La giustificazione contenuta nella Relazione illustrativa del provvedimento fa riferimento alla necessità di “mitigare l’impatto dell’obbligatorietà dell’adozione della gestione informativa digitale sulle piccole e medie stazioni appaltanti, al fine di scongiurare un blocco delle procedure di affidamento, pur assicurandone l’utilizzo per gli appalti di maggior complessità”, tenuto conto del fatto che “la complessità della digitalizzazione delle informazioni relative ad edifici esistenti monumentali potrebbe essere troppo onerosa per le piccole e meno attrezzate stazioni appaltanti”.

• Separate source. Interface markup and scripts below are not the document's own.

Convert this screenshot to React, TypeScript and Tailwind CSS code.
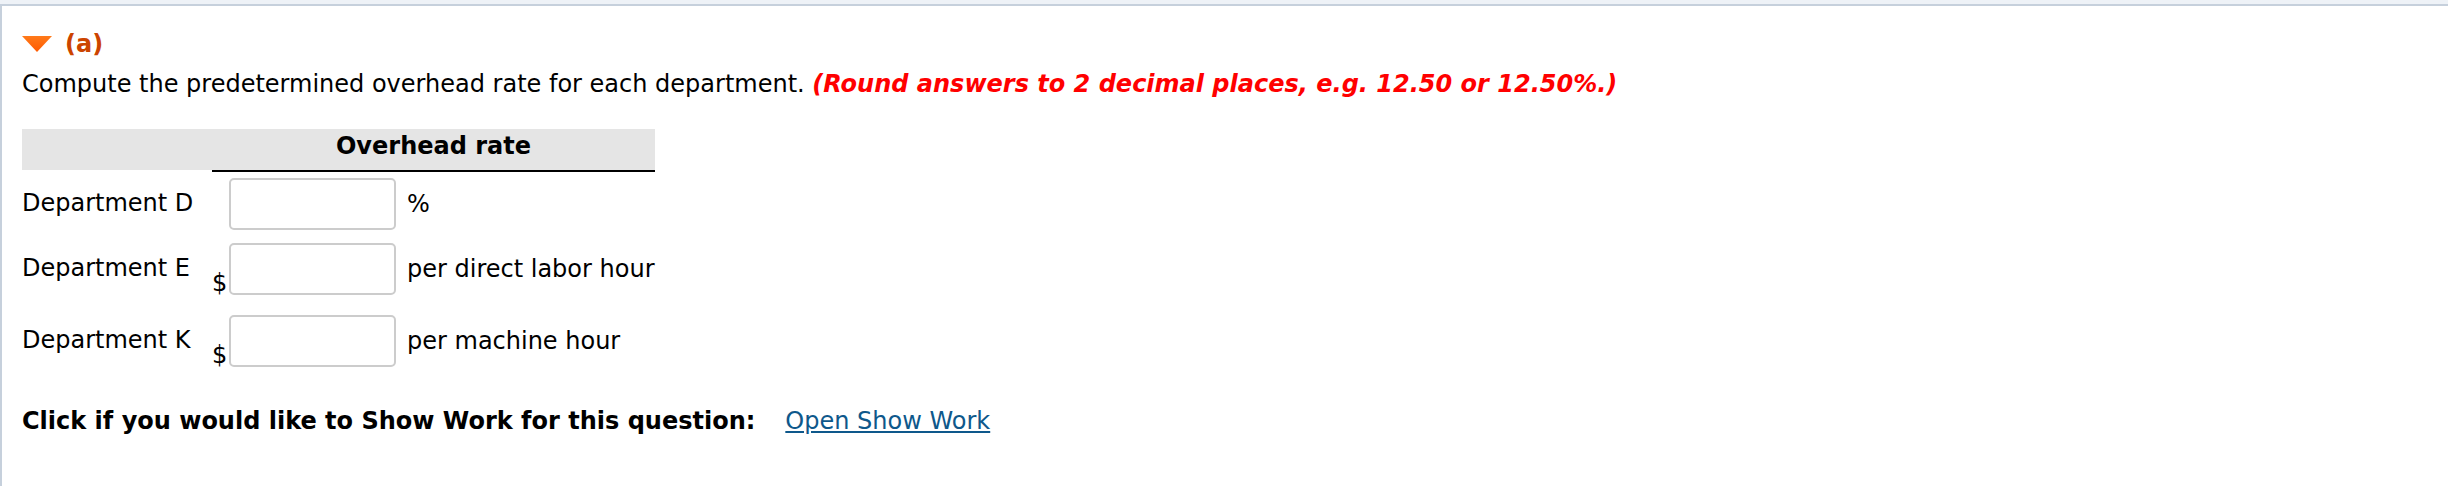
import React from 'react';

const font = { fontFamily: '"DejaVu Sans", Verdana, sans-serif' };

interface RateRow {
  label: string;
  prefix?: string;
  unit: string;
  gap: string;
}

const rows: RateRow[] = [
  { label: 'Department D', unit: '%', gap: 'mt-[6px]' },
  { label: 'Department E', prefix: '$', unit: 'per direct labor hour', gap: 'mt-[13px]' },
  { label: 'Department K', prefix: '$', unit: 'per machine hour', gap: 'mt-[20px]' },
];

const CollapseArrow = () => (
  <svg width="30" height="16" viewBox="0 0 30 16" aria-hidden="true">
    <defs>
      <linearGradient id="arrowFill" x1="0" y1="0" x2="0" y2="1">
        <stop offset="0" stopColor="#ff7a1a" />
        <stop offset="1" stopColor="#ff5a00" />
      </linearGradient>
    </defs>
    <polygon points="0,0 30,0 15,16" fill="url(#arrowFill)" />
  </svg>
);

const App: React.FC = () => {
  return (
    <div className="w-[2448px] h-[486px] bg-[#eef2f7] pt-[4px] text-black" style={font}>
      <div className="h-full bg-white border-t-2 border-l-2 border-[#c6d0dc] pl-[20px]">
        {/* part header */}
        <div className="mt-[24px] flex items-center gap-[13px] leading-[28px]">
          <CollapseArrow />
          <span className="text-[24px] font-bold text-[#cc4400]">(a)</span>
        </div>

        <p className="mt-[12px] text-[24px] leading-[28px]">
          Compute the predetermined overhead rate for each department.{' '}
          <span className="font-bold italic text-[#ff0000]">
            (Round answers to 2 decimal places, e.g. 12.50 or 12.50%.)
          </span>
        </p>

        {/* rate table */}
        <div className="mt-[31px] flex items-start">
          <div className="w-[190px] h-[41px] bg-[#e5e5e5]" />
          <div className="w-[443px] h-[43px] bg-[#e5e5e5] border-b-2 border-black pt-[3px] text-center text-[24px] leading-[28px] font-bold">
            Overhead rate
          </div>
        </div>

        {rows.map((row) => (
          <div key={row.label} className={`${row.gap} flex items-center text-[24px] leading-[28px]`}>
            <div className="w-[190px] -mt-[3px]">{row.label}</div>
            <div className="w-[17px] self-end leading-none">{row.prefix ?? ''}</div>
            <input
              type="text"
              className="w-[167px] h-[52px] border-2 border-[#cccccc] rounded-[5px] bg-white outline-none"
            />
            <div className="ml-[11px]">{row.unit}</div>
          </div>
        ))}

        <div className="mt-[40px] flex items-center text-[24px] leading-[28px]">
          <span className="font-bold">Click if you would like to Show Work for this question:</span>
          <a href="#" className="ml-[30px] text-[#0e588b] underline">
            Open Show Work
          </a>
        </div>
      </div>
    </div>
  );
};

export default App;
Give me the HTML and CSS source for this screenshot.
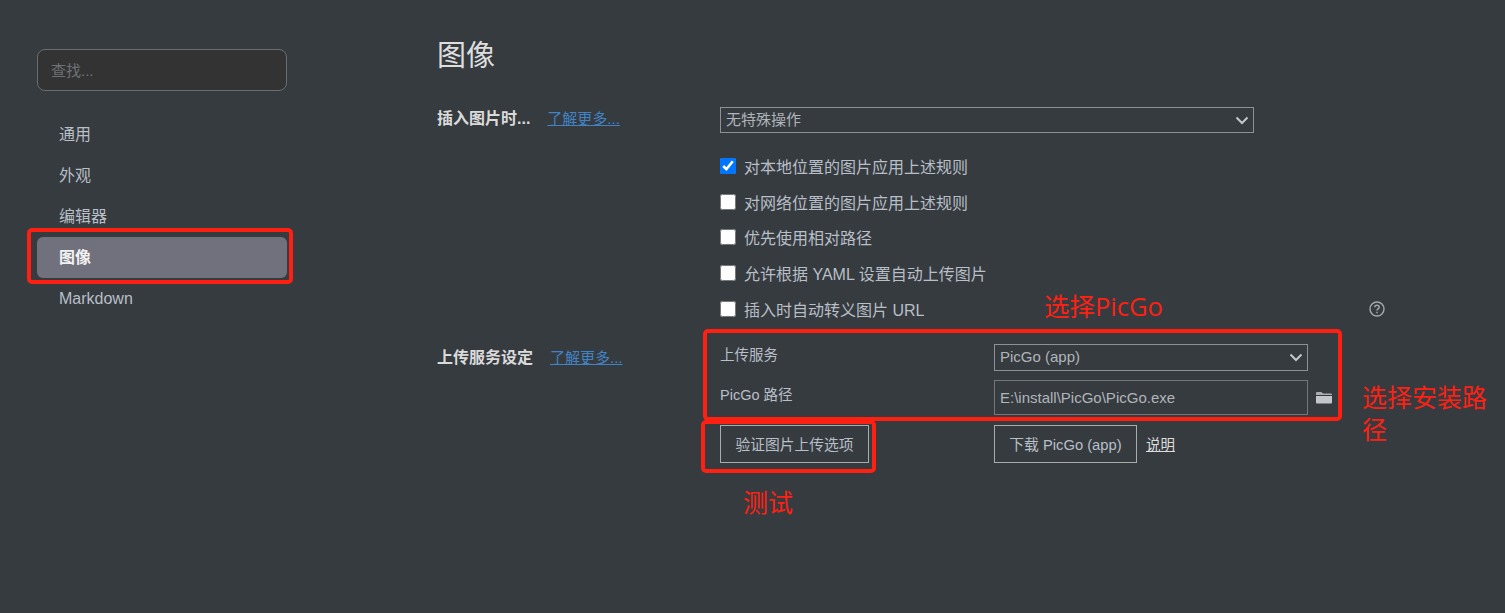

La scelta potrebbe anche apparire comprensibile, ma delude dover constatare che a distanza di quasi 10 anni dalla previsione, contenuta nell’art. 23 del D.Lgs. 50/2016, di graduale introduzione del Building Information Modelling nell’ambito degli appalti pubblici non si sia stati in grado di mettere in campo strumenti di rafforzamento delle competenze e supporto operativo sufficienti per evitare di dover sistematicamente ridimensionare gli obiettivi dati.

Se non vi è dubbio che la sfida del BIM per il patrimonio storico artistico è ancora più ambiziosa, delicata e complessa di quanto non lo sia in relazione ad edifici “normali”, altrettanto è indubitabile che proprio un Paese come l’Italia, nel quale la concentrazione – per quantità e qualità – di beni di questa particolare tipologia non ha probabilmente eguali, dovrebbe investire tutto il possibile, anche dal punto di vista tecnico, per garantire sistemi sempre più efficienti ed efficaci di gestione e tutela degli stessi.

Rassegnarsi all’inadeguatezza e alla non preparazione di operatori economici e stazioni appaltanti è in fondo una sconfitta per il Paese.